Frederick Grant Hill was born December 6, 1935, in Tulsa, Okla., grew up in nearby Bartlesville and died peacefully on April 17, 2018, at the Vermont Respite House in Williston after a prolonged illness. He leaves behind his partner since 1979, Dianne Monaco; his son by first marriage, Tristram, and daughter-in-law Preetha Kurudiyara, both physicians in Wisconsin; granddaughters Zara and Violet; and stepbrother Tom Murray and stepsister Marion Murray Olivier of Texas.
Before passing away, Fred had the following reflections on his life.
“He was an artistic and commercial/industrial photographer; a collector of discarded materials, some now a perplex of industrial-wire sculptures; a writer of letters to editors and some children’s verse; and an omnivorous reader with a large, select and cataloged accumulation of books.
“Start to finish, Fred was a naïve, conflicted small-town city boy — in love with Boston, at home in Burlington and comfortable with but unexcited by yard work in exurbia. He was solitary, introspective, friendly and likable but not sociable, at a loss for what to say after 'Hello,' usually out of step, nor could he dance. Obsessively neat, he respected creative disorder but had to tidy it a bit. He enjoyed (and kept) his day jobs, lived frugally, arrived early for appointments and wondered at finding himself so often among free spirits, as he was not one.

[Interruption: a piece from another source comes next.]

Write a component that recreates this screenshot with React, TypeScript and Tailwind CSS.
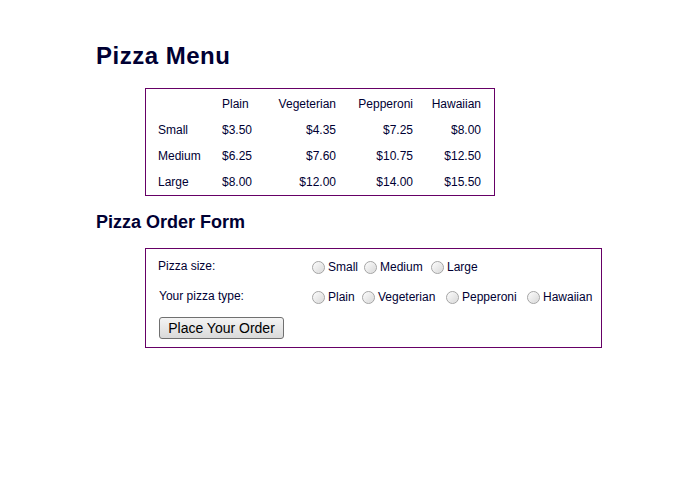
const prices = [
  { size: 'Small', values: ['$3.50', '$4.35', '$7.25', '$8.00'] },
  { size: 'Medium', values: ['$6.25', '$7.60', '$10.75', '$12.50'] },
  { size: 'Large', values: ['$8.00', '$12.00', '$14.00', '$15.50'] },
];

const sizeOptions = [
  { label: 'Small', w: 'w-[52px]' },
  { label: 'Medium', w: 'w-[67px]' },
  { label: 'Large', w: '' },
];

const typeOptions = [
  { label: 'Plain', w: 'w-[50px]' },
  { label: 'Vegeterian', w: 'w-[84px]' },
  { label: 'Pepperoni', w: 'w-[81px]' },
  { label: 'Hawaiian', w: '' },
];

function Radio({ label, w }: { label: string; w: string }) {
  return (
    <label className={`flex items-center shrink-0 ${w}`}>
      <span className="w-[13px] h-[13px] rounded-full border border-[#a4a4a4] bg-gradient-to-br from-[#fdfdfd] to-[#d8d8d8] shadow-[inset_0_0_1px_#fff]" />
      <span className="ml-[3px]">{label}</span>
    </label>
  );
}

export default function App() {
  return (
    <div className="w-[700px] h-[500px] bg-white pl-[96px] pt-[42px] text-[#000033] text-[12px] font-['Liberation_Sans',Arial,sans-serif]">
      <h1 className="text-[24px] leading-[28px] font-bold tracking-[0.5px]">Pizza Menu</h1>

      {/* price table */}
      <div className="ml-[49px] mt-[18px] w-[350px] border border-[#660066] pl-[12px] pr-[13px] pt-[2px]">
        <div className="flex h-[26px] items-center">
          <div className="w-[64px]" />
          <div className="w-[40px]">Plain</div>
          <div className="w-[74px] text-right">Vegeterian</div>
          <div className="w-[77px] text-right">Pepperoni</div>
          <div className="w-[68px] text-right">Hawaiian</div>
        </div>
        {prices.map((row) => (
          <div key={row.size} className="flex h-[26px] items-center">
            <div className="w-[64px]">{row.size}</div>
            <div className="w-[40px]">{row.values[0]}</div>
            <div className="w-[74px] text-right">{row.values[1]}</div>
            <div className="w-[77px] text-right">{row.values[2]}</div>
            <div className="w-[68px] text-right">{row.values[3]}</div>
          </div>
        ))}
      </div>

      <h2 className="mt-[15px] text-[18px] leading-[22px] font-bold">Pizza Order Form</h2>

      {/* order form */}
      <form className="ml-[49px] mt-[15px] w-[457px] h-[100px] border border-[#660066] pl-[12px] pt-[6px]">
        <div className="flex h-[24px] items-center">
          <div className="w-[154px] -mt-[2px]">Pizza size:</div>
          {sizeOptions.map((o) => (
            <Radio key={o.label} label={o.label} w={o.w} />
          ))}
        </div>
        <div className="flex h-[24px] items-center mt-[6px]">
          <div className="w-[154px] pl-px -mt-[2px]">Your pizza type:</div>
          {typeOptions.map((o) => (
            <Radio key={o.label} label={o.label} w={o.w} />
          ))}
        </div>
        <button
          type="button"
          className="mt-[8px] ml-px w-[125px] h-[22px] rounded-[3px] border border-[#707070] bg-gradient-to-b from-[#f4f4f4] to-[#dadada] text-[14px] leading-none text-black"
        >
          Place Your Order
        </button>
      </form>
    </div>
  );
}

“Less ambitious than curious, he preferred discovery and was exhilarated to find intuition serving better than his instinct for planning. His best accomplishments, including photographs, were accidental. He wondered if even acceptance by the Massachusetts Institute of Technology hadn’t been by mistaken identity. Math and physics inspired decades of reading. Thermodynamics, though, he flunked; a senior-year requirement, it was clearly his limit, so he quit, with less regret than expected.

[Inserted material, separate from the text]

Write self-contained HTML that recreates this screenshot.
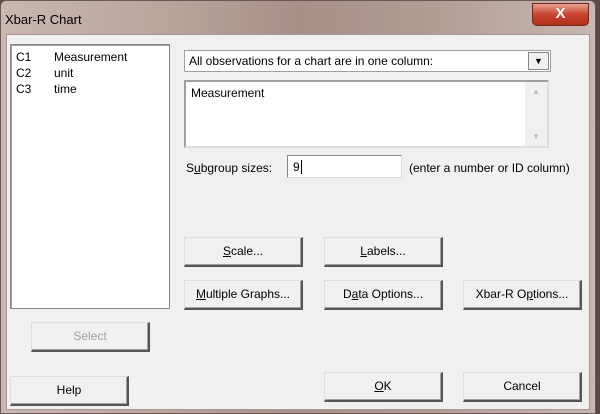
<!DOCTYPE html>
<html><head><style>
*{margin:0;padding:0;box-sizing:border-box}
body{width:600px;height:414px;overflow:hidden;background:#5a4a45;font-family:"Liberation Sans",sans-serif;font-size:12px;color:#000;position:relative}
.frame{position:absolute;left:0;top:0;width:596px;height:414px;background:linear-gradient(90deg,#c9b8b0 0%,#b8a29a 30%,#a88f88 50%,#b09a92 70%,#c7b7b0 100%);border:1px solid #6a5a55;border-radius:6px 6px 0 0}
.title{position:absolute;left:5px;top:12px;font-size:13px;color:#000}
.close{position:absolute;left:532px;top:3px;width:57px;height:23px;border-radius:0 0 5px 5px;background:linear-gradient(#e8a290,#c8452f 50%,#b0301c);border:1px solid #6b2a20;color:#fff;font-weight:bold;font-size:15px;text-align:center;line-height:20px}
.client{position:absolute;left:6px;top:34px;width:584px;height:376px;background:#f0f0f0;border:1px solid #a89690}
.a{position:absolute}
.list{left:10px;top:44px;width:160px;height:265px;background:#fff;border:1px solid #828790;box-shadow:inset 1px 1px 0 #a0a0a0}
.list div{position:absolute;left:5px;font-size:12px}
.list span{position:absolute;left:38px}
.dd{left:184px;top:50px;width:367px;height:22px;background:#fff;border:1px solid #a0a0a0;padding:3px 4px}
.ddb{left:528px;top:52px;width:21px;height:18px;background:#f0f0f0;border:1px solid #888;text-align:center;font-size:9px;line-height:17px}
.mb{left:184px;top:80px;width:365px;height:68px;background:#fff;border:2px solid #a0a0a0;border-right-color:#ddd;border-bottom-color:#ddd;padding:4px 5px}
.sb{left:525px;top:82px;width:22px;height:64px;background:#f0f0f0;color:#bbb;font-size:8px;text-align:center}
.btn{position:absolute;background:#f0f0f0;border:1px solid #ddd;border-right:2px solid #555;border-bottom:2px solid #555;box-shadow:inset -1px -1px 0 #a0a0a0;text-align:center;font-size:12px}
u{text-decoration:underline}
</style></head><body>
<div class="frame"></div>
<div class="title">Xbar-R Chart</div>
<div class="close">X</div>
<div class="client"></div>
<div class="a list">
<div style="top:5px">C1<span>Measurement</span></div>
<div style="top:21px">C2<span>unit</span></div>
<div style="top:37px">C3<span>time</span></div>
</div>
<div class="a dd">All observations for a chart are in one column:</div>
<div class="a ddb">▼</div>
<div class="a mb">Measurement</div>
<div class="a sb"><div style="margin-top:5px">▲</div><div style="margin-top:36px">▼</div></div>
<div class="a" style="left:186px;top:161px">S<u>u</u>bgroup sizes:</div>
<div class="a" style="left:287px;top:155px;width:115px;height:23px;background:#fff;border:1px solid #888;border-right-color:#ddd;border-bottom-color:#ddd;padding:4px 5px">9<span style="border-left:1px solid #000;margin-left:1px"></span></div>
<div class="a" style="left:409px;top:161px">(enter a number or ID column)</div>
<div class="btn" style="left:184px;top:237px;width:119px;height:30px;line-height:27px"><u>S</u>cale...</div>
<div class="btn" style="left:324px;top:237px;width:119px;height:30px;line-height:27px"><u>L</u>abels...</div>
<div class="btn" style="left:184px;top:280px;width:119px;height:30px;line-height:27px"><u>M</u>ultiple Graphs...</div>
<div class="btn" style="left:324px;top:280px;width:119px;height:30px;line-height:27px">D<u>a</u>ta Options...</div>
<div class="btn" style="left:463px;top:280px;width:119px;height:30px;line-height:27px">Xbar-R O<u>p</u>tions...</div>
<div class="btn" style="left:31px;top:322px;width:119px;height:30px;line-height:27px;color:#a0a0a0">Select</div>
<div class="btn" style="left:10px;top:376px;width:119px;height:30px;line-height:27px">Help</div>
<div class="btn" style="left:324px;top:372px;width:119px;height:30px;line-height:27px"><u>O</u>K</div>
<div class="btn" style="left:463px;top:372px;width:119px;height:30px;line-height:27px">Cancel</div>
</body></html>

“Calling his formal education good, he proceeded with the informal. Reading was an adventure, learning still a habit, nothing else as much fun. In 1958 the U.S. Army assigned him to write film scripts at the Army Chemical Center in Maryland, where he waited a year for security clearance. No time wasted: He learned stagecraft at the little theater, improvised a silent skit that brought modest chuckles from a packed house and repaid his college loan.” Fred maintained a lifelong love of theater, film and the arts thereafter.
Fred’s favorite charities included the Committee on Temporary Shelter (COTS), the King Street Youth Center, the food shelf and Women Helping Battered Women. He requested that, in his memory, “donations of any kind can be given to anyone anywhere if accompanied by an articulate letter on any subject, of 250 words.”